Critical Context (Masterplots II: African American Literature)
The Women of Brewster Place, Naylor’s first novel, won the National Book Award in 1983. Employing what critic Kathryn Palumbo calls “female-defined imaging,” the novel presents a circumscribed and circumscribing world from the perspective of several women, although one woman, Mattie, seems to exercise some control over the characters and over the narrative itself. The interconnecting stories foreshadow Naylor’s larger structural concerns, as Naylor’s novels themselves seem to be interconnected. Kiswana is from Linden Hills, the title of Naylor’s second novel, about an African American neighborhood where middle-class people have sold themselves out to pursue the American Dream.
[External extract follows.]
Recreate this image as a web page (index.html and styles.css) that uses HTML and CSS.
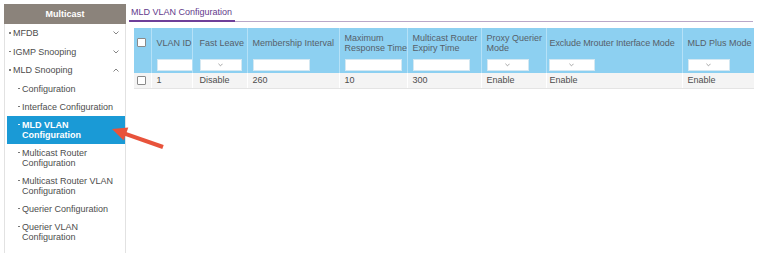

Naylor’s treatment of these two African American neighborhoods, so close geographically and so distant attitudinally, is unusual.
Several scholars have cited the many ties between The Women of Brewster Place and Ann Petry’s The Street (1946), and in her emphasis on setting, Naylor resembles Toni Morrison. Besides the literary influences, there are political and cultural influences reflected in Naylor’s work. In the years before the publication of The Women of Brewster Place, African Americans responded to patriarchal society’s devaluation of women by affirming female virtues and the central position of women in their communities; in the years before the publication of Linden Hills (1985), social historians depicted the rise of an African American middle class. Naylor’s novels reflect literary trends, contemporary social concerns, and changing racial attitudes.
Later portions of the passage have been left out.